--- Start Given information ---

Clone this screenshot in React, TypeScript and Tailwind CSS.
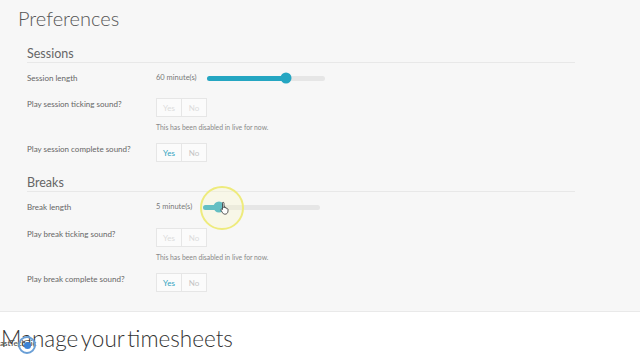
import React from "react";

const font = { fontFamily: "Lato, 'Open Sans', sans-serif" };

function Toggle({ active, disabled }: { active?: boolean; disabled?: boolean }) {
  return (
    <div className="flex h-[19px] border border-[#e6e6e6] bg-[#fbfbfb] text-[8px]">
      <div
        className={
          "flex w-[25px] items-center justify-center border-r border-[#e6e6e6] " +
          (active ? "text-[#2fa3bf]" : "text-[#dcdcdc]")
        }
      >
        Yes
      </div>
      <div className={"flex w-[24px] items-center justify-center " + (disabled ? "text-[#dcdcdc]" : "text-[#c4c4c4]")}>
        No
      </div>
    </div>
  );
}

function Slider({ width, fill }: { width: number; fill: number }) {
  return (
    <div className="relative h-[5px] rounded-full bg-[#e6e6e6]" style={{ width }}>
      <div className="absolute left-0 top-0 h-[5px] rounded-full bg-[#25a6c2]" style={{ width: fill }} />
      <div
        className="absolute top-1/2 h-[11px] w-[11px] -translate-x-1/2 -translate-y-1/2 rounded-full bg-[#25a6c2]"
        style={{ left: fill }}
      />
    </div>
  );
}

function Label({ children }: { children: React.ReactNode }) {
  return <div className="w-[129px] text-[8px] leading-[12px] text-[#666]">{children}</div>;
}

function Helper() {
  return (
    <div className="ml-[129px] text-[6.8px] leading-[10px] text-[#888]">This has been disabled in live for now.</div>
  );
}

export default function App() {
  return (
    <div className="relative h-[360px] w-[640px] overflow-hidden bg-white" style={font}>
      <div className="border-b border-[#e9e9e9] bg-[#f7f7f7] pb-[19px] pt-[6px]">
        <h1 className="pl-[18px] text-[20px] font-light leading-[24px] text-[#555]">Preferences</h1>

        <div className="ml-[27px] mr-[65px] mt-[15px]">
          <div className="h-[18px] border-b border-[#e8e8e8] text-[12.5px] leading-[18px] text-[#666]">Sessions</div>
          <div className="flex h-[30px] items-center">
            <Label>Session length</Label>
            <div className="w-[51px] text-[7.5px] text-[#777]">60 minute(s)</div>
            <Slider width={118} fill={79} />
          </div>
          <div className="mt-[5px] flex items-start">
            <Label>Play session ticking sound?</Label>
            <Toggle disabled />
          </div>
          <div className="mt-[5px]">
            <Helper />
          </div>
          <div className="mt-[11px] flex items-start">
            <Label>Play session complete sound?</Label>
            <Toggle active />
          </div>

          <div className="mt-[12px] h-[18px] border-b border-[#e8e8e8] text-[12.5px] leading-[18px] text-[#666]">
            Breaks
          </div>
          <div className="relative flex h-[30px] items-center">
            <Label>Break length</Label>
            <div className="w-[47px] text-[7.5px] text-[#777]">5 minute(s)</div>
            <Slider width={117} fill={16} />
            <div className="absolute left-[173px] top-[-6px] h-[44px] w-[44px] rounded-full border-2 border-[#eeeb7c] bg-[#fbf9c8]/30" />
            <svg className="absolute left-[193px] top-[9px]" width="11" height="14" viewBox="0 0 11 14">
              <path
                d="M3 1.2c.6 0 1 .4 1 1V7l.2-1.2c.5-.3 1.3 0 1.3.6v.6c.4-.4 1.2-.2 1.3.4v.5c.4-.3 1.2-.1 1.2.5V10c0 1.8-1.2 3.2-3 3.2H4.8c-1 0-1.7-.5-2.2-1.3L1 9.2c-.3-.5 0-1 .5-1.1.4-.1.8.1 1 .4V2.2c0-.6.2-1 .5-1z"
                fill="#fff"
                stroke="#333"
                strokeWidth="0.8"
                strokeLinejoin="round"
              />
            </svg>
          </div>
          <div className="mt-[6px] flex items-start">
            <Label>Play break ticking sound?</Label>
            <Toggle disabled />
          </div>
          <div className="mt-[5px]">
            <Helper />
          </div>
          <div className="mt-[11px] flex items-start">
            <Label>Play break complete sound?</Label>
            <Toggle active />
          </div>
        </div>
      </div>

      <div className="relative pl-[1px] pt-[14px]">
        <div className="text-[22.5px] font-light leading-[26px] text-[#333] [word-spacing:-3px]">
          Manage your timesheets
        </div>
        <div className="absolute left-0 top-[26px] text-[8px] font-semibold leading-[10px] text-[#555]">astTechnic</div>
        <div className="absolute left-[18px] top-[24px] flex h-[18px] w-[18px] items-center justify-center rounded-full border-2 border-[#6a9fd6]">
          <div className="h-[7px] w-[7px] rounded-full bg-[#3b82d6]" />
        </div>
      </div>
    </div>
  );
}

--- End Given information ---

Without the pictures, transcribe the listing above exactly.

Clone this screenshot in React, TypeScript and Tailwind CSS.
import React from "react";

const font = { fontFamily: "Lato, 'Open Sans', sans-serif" };

function Toggle({ active, disabled }: { active?: boolean; disabled?: boolean }) {
  return (
    <div className="flex h-[19px] border border-[#e6e6e6] bg-[#fbfbfb] text-[8px]">
      <div
        className={
          "flex w-[25px] items-center justify-center border-r border-[#e6e6e6] " +
          (active ? "text-[#2fa3bf]" : "text-[#dcdcdc]")
        }
      >
        Yes
      </div>
      <div className={"flex w-[24px] items-center justify-center " + (disabled ? "text-[#dcdcdc]" : "text-[#c4c4c4]")}>
        No
      </div>
    </div>
  );
}

function Slider({ width, fill }: { width: number; fill: number }) {
  return (
    <div className="relative h-[5px] rounded-full bg-[#e6e6e6]" style={{ width }}>
      <div className="absolute left-0 top-0 h-[5px] rounded-full bg-[#25a6c2]" style={{ width: fill }} />
      <div
        className="absolute top-1/2 h-[11px] w-[11px] -translate-x-1/2 -translate-y-1/2 rounded-full bg-[#25a6c2]"
        style={{ left: fill }}
      />
    </div>
  );
}

function Label({ children }: { children: React.ReactNode }) {
  return <div className="w-[129px] text-[8px] leading-[12px] text-[#666]">{children}</div>;
}

function Helper() {
  return (
    <div className="ml-[129px] text-[6.8px] leading-[10px] text-[#888]">This has been disabled in live for now.</div>
  );
}

export default function App() {
  return (
    <div className="relative h-[360px] w-[640px] overflow-hidden bg-white" style={font}>
      <div className="border-b border-[#e9e9e9] bg-[#f7f7f7] pb-[19px] pt-[6px]">
        <h1 className="pl-[18px] text-[20px] font-light leading-[24px] text-[#555]">Preferences</h1>

        <div className="ml-[27px] mr-[65px] mt-[15px]">
          <div className="h-[18px] border-b border-[#e8e8e8] text-[12.5px] leading-[18px] text-[#666]">Sessions</div>
          <div className="flex h-[30px] items-center">
            <Label>Session length</Label>
            <div className="w-[51px] text-[7.5px] text-[#777]">60 minute(s)</div>
            <Slider width={118} fill={79} />
          </div>
          <div className="mt-[5px] flex items-start">
            <Label>Play session ticking sound?</Label>
            <Toggle disabled />
          </div>
          <div className="mt-[5px]">
            <Helper />
          </div>
          <div className="mt-[11px] flex items-start">
            <Label>Play session complete sound?</Label>
            <Toggle active />
          </div>

          <div className="mt-[12px] h-[18px] border-b border-[#e8e8e8] text-[12.5px] leading-[18px] text-[#666]">
            Breaks
          </div>
          <div className="relative flex h-[30px] items-center">
            <Label>Break length</Label>
            <div className="w-[47px] text-[7.5px] text-[#777]">5 minute(s)</div>
            <Slider width={117} fill={16} />
            <div className="absolute left-[173px] top-[-6px] h-[44px] w-[44px] rounded-full border-2 border-[#eeeb7c] bg-[#fbf9c8]/30" />
            <svg className="absolute left-[193px] top-[9px]" width="11" height="14" viewBox="0 0 11 14">
              <path
                d="M3 1.2c.6 0 1 .4 1 1V7l.2-1.2c.5-.3 1.3 0 1.3.6v.6c.4-.4 1.2-.2 1.3.4v.5c.4-.3 1.2-.1 1.2.5V10c0 1.8-1.2 3.2-3 3.2H4.8c-1 0-1.7-.5-2.2-1.3L1 9.2c-.3-.5 0-1 .5-1.1.4-.1.8.1 1 .4V2.2c0-.6.2-1 .5-1z"
                fill="#fff"
                stroke="#333"
                strokeWidth="0.8"
                strokeLinejoin="round"
              />
            </svg>
          </div>
          <div className="mt-[6px] flex items-start">
            <Label>Play break ticking sound?</Label>
            <Toggle disabled />
          </div>
          <div className="mt-[5px]">
            <Helper />
          </div>
          <div className="mt-[11px] flex items-start">
            <Label>Play break complete sound?</Label>
            <Toggle active />
          </div>
        </div>
      </div>

      <div className="relative pl-[1px] pt-[14px]">
        <div className="text-[22.5px] font-light leading-[26px] text-[#333] [word-spacing:-3px]">
          Manage your timesheets
        </div>
        <div className="absolute left-0 top-[26px] text-[8px] font-semibold leading-[10px] text-[#555]">astTechnic</div>
        <div className="absolute left-[18px] top-[24px] flex h-[18px] w-[18px] items-center justify-center rounded-full border-2 border-[#6a9fd6]">
          <div className="h-[7px] w-[7px] rounded-full bg-[#3b82d6]" />
        </div>
      </div>
    </div>
  );
}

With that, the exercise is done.